Judgment Against Defendant Kindley
The Supreme Court upheld the judgment against defendant Kindley, affirming that he was bound by the agreement to pay the secured debts as part of the purchase of the property. The court noted that Kindley had explicitly committed to ensuring that the property would be purchased for at least the amount necessary to cover the debts owed to the creditors, which he failed to do. As the property was sold for $8,000, significantly less than the pledged amount of $11,250, the court found that Kindley's actions constituted a breach of his promise. The court's ruling underscored the principle that a party who benefits from an agreement must fulfill their obligations under that agreement, particularly when the other parties relied on their commitments. Consequently, the judgment against Kindley was affirmed, while the order for a new trial for James was necessitated by the lack of evidence connecting him to the agreement.

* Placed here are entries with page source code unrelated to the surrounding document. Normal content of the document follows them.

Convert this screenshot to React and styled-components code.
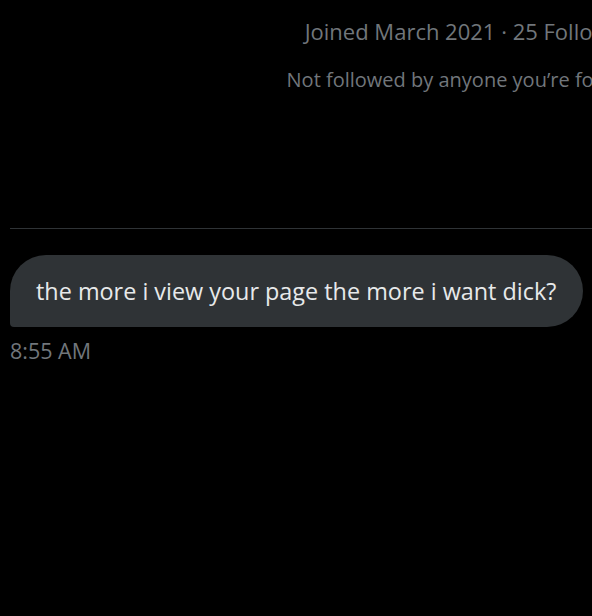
import React from 'react';
import styled, { createGlobalStyle } from 'styled-components';

const Global = createGlobalStyle`
  html, body { margin: 0; padding: 0; background: #000; }
  body { font-family: "Open Sans", "Liberation Sans", sans-serif; }
`;

const Page = styled.div`
  width: 592px;
  height: 616px;
  background: #000;
  overflow: hidden;
  display: flex;
  flex-direction: column;
`;

const Profile = styled.div`
  width: 760px;
  margin-left: 93px;
  padding-top: 17px;
  display: flex;
  flex-direction: column;
  align-items: center;
  gap: 21px;
  height: 228px;
  box-sizing: border-box;
`;

const Meta = styled.div`
  color: #71767b;
  font-size: ${p => p.$size}px;
  line-height: 28px;
  white-space: nowrap;
`;

const Divider = styled.div`
  margin-left: 10px;
  height: 1px;
  background: #2f3336;
`;

const Thread = styled.div`
  padding: 26px 9px 0 10px;
  display: flex;
  flex-direction: column;
  align-items: flex-start;
`;

const Bubble = styled.div`
  background: #2f3336;
  color: #e7e9ea;
  font-size: 23.4px;
  line-height: 28px;
  padding: 22px 26px;
  border-radius: 36px 36px 36px 4px;
  align-self: stretch;
`;

const Time = styled.div`
  margin-top: 12px;
  color: #71767b;
  font-size: 21.5px;
  line-height: 24px;
`;

export default function App() {
  return (
    <>
      <Global />
      <Page>
        <Profile>
          <Meta $size={22}>Joined March 2021 · 25 Followers</Meta>
          <Meta $size={20}>Not followed by anyone you’re following</Meta>
        </Profile>
        <Divider />
        <Thread>
          <Bubble>the more i view your page the more i want dick?</Bubble>
          <Time>8:55 AM</Time>
        </Thread>
      </Page>
    </>
  );
}
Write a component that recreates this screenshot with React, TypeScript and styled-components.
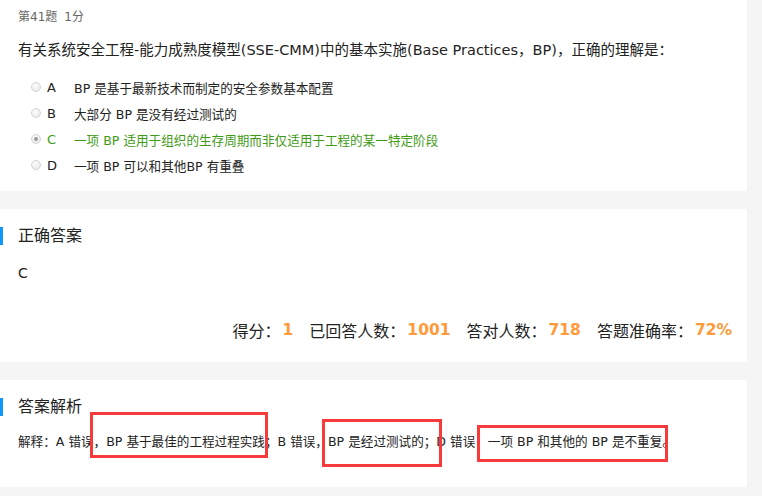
import styled, { createGlobalStyle } from "styled-components";

const GlobalStyle = createGlobalStyle`
  html, body {
    margin: 0;
    padding: 0;
    background: #f5f5f5;
  }
  body {
    font-family: "DejaVu Sans", "Noto Sans CJK SC", sans-serif;
    color: #222;
  }
`;

const Page = styled.div`
  width: 762px;
  height: 496px;
  overflow: hidden;
  display: flex;
  flex-direction: column;
  gap: 18px;
`;

const Card = styled.section<{ $top: number; $bottom: number }>`
  position: relative;
  width: 747px;
  box-sizing: border-box;
  background: #fff;
  padding: ${(p) => p.$top}px 15px ${(p) => p.$bottom}px 18px;
`;

const Meta = styled.div`
  font-size: 12px;
  line-height: 14px;
  color: #666;
  display: flex;
  gap: 7px;
`;

const Question = styled.p`
  margin: 16px 0 0;
  font-size: 14.5px;
  line-height: 20px;
  color: #222;
  white-space: nowrap;
`;

const Options = styled.ul`
  list-style: none;
  margin: 14px 0 0;
  padding: 0 0 0 13px;
`;

const Option = styled.li<{ $right?: boolean }>`
  display: flex;
  align-items: center;
  height: 26px;
  font-size: 12.6px;
  color: ${(p) => (p.$right ? "#3f9a16" : "#222")};
`;

const Radio = styled.span<{ $checked?: boolean }>`
  width: 8px;
  height: 8px;
  border-radius: 50%;
  border: 1px solid #d4d4d4;
  background: radial-gradient(circle at 40% 35%, #fdfdfd, #e4e4e4);
  display: flex;
  align-items: center;
  justify-content: center;
  margin-right: 6px;

  &::after {
    content: "";
    width: 4px;
    height: 4px;
    border-radius: 50%;
    background: ${(p) => (p.$checked ? "#9a9a9a" : "transparent")};
  }
`;

const Letter = styled.span`
  width: 27px;
  font-size: 13px;
`;

const Title = styled.h3`
  margin: 0 0 0 -18px;
  padding-left: 15px;
  border-left: 3px solid #1296fa;
  height: 18px;
  line-height: 18px;
  font-size: 16px;
  font-weight: normal;
  color: #222;
`;

const Answer = styled.div`
  margin-top: 18px;
  font-size: 14px;
  line-height: 20px;
`;

const Stats = styled.div`
  margin-top: 35px;
  display: flex;
  justify-content: flex-end;
  align-items: center;
  gap: 16px;
  height: 24px;
  font-size: 16px;
  color: #222;
`;

const Stat = styled.span`
  display: flex;
  align-items: center;
`;

const Num = styled.b`
  color: #ff9a3a;
  font-weight: bold;
  font-size: 15.5px;
  margin-left: 2px;
`;

const Explain = styled.p`
  margin: 16px 0 0;
  font-size: 12.6px;
  line-height: 20px;
  white-space: nowrap;
`;

const Mark = styled.span<{ $l: number; $t: number; $w: number; $h: number }>`
  position: absolute;
  left: ${(p) => p.$l}px;
  top: ${(p) => p.$t}px;
  width: ${(p) => p.$w}px;
  height: ${(p) => p.$h}px;
  box-sizing: border-box;
  border: 3px solid #f83a3a;
  pointer-events: none;
`;

const options = [
  { key: "A", text: "BP 是基于最新技术而制定的安全参数基本配置" },
  { key: "B", text: "大部分 BP 是没有经过测试的" },
  { key: "C", text: "一项 BP 适用于组织的生存周期而非仅适用于工程的某一特定阶段", right: true },
  { key: "D", text: "一项 BP 可以和其他BP 有重叠" },
];

const stats = [
  { label: "得分：", value: "1" },
  { label: "已回答人数：", value: "1001" },
  { label: "答对人数：", value: "718" },
  { label: "答题准确率：", value: "72%" },
];

const marks = [
  { l: 90, t: 32, w: 178, h: 46 },
  { l: 322, t: 39, w: 120, h: 48 },
  { l: 477, t: 45, w: 191, h: 37 },
];

export default function App() {
  return (
    <>
      <GlobalStyle />
      <Page>
        <Card $top={10} $bottom={13}>
          <Meta>
            <span>第41题</span>
            <span>1分</span>
          </Meta>
          <Question>
            有关系统安全工程-能力成熟度模型(SSE-CMM)中的基本实施(Base Practices，BP)，正确的理解是：
          </Question>
          <Options>
            {options.map((o) => (
              <Option key={o.key} $right={o.right}>
                <Radio $checked={o.right} />
                <Letter>{o.key}</Letter>
                <span>{o.text}</span>
              </Option>
            ))}
          </Options>
        </Card>

        <Card $top={18} $bottom={20}>
          <Title>正确答案</Title>
          <Answer>C</Answer>
          <Stats>
            {stats.map((s) => (
              <Stat key={s.label}>
                {s.label}
                <Num>{s.value}</Num>
              </Stat>
            ))}
          </Stats>
        </Card>

        <Card $top={18} $bottom={35}>
          <Title>答案解析</Title>
          <Explain>
            解释：A 错误，BP 基于最佳的工程过程实践；B 错误，BP 是经过测试的；D 错误，一项 BP 和其他的 BP 是不重复。
          </Explain>
          {marks.map((m, i) => (
            <Mark key={i} $l={m.l} $t={m.t} $w={m.w} $h={m.h} />
          ))}
        </Card>
      </Page>
    </>
  );
}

Conclusion on Liability and New Trial
In conclusion, the court determined that only Kindley could be held liable for the breach of the agreement due to the absence of evidence linking James to the agreement made to pay the secured debts. This ruling emphasized the importance of establishing clear contractual relationships and the necessity for parties to be identifiable in agreements to avoid liability. The court's decision to grant a new trial for James indicated that, without the requisite evidence to prove his involvement in the agreement, he could not be held accountable for the actions taken by Kindley. The court's reasoning reinforced fundamental contract principles, especially regarding the enforceability of agreements and the necessity for parties to be properly identified in contractual obligations. As a result, the case highlighted the delicate balance between verbal agreements and statutory requirements, particularly in real estate transactions involving multiple parties.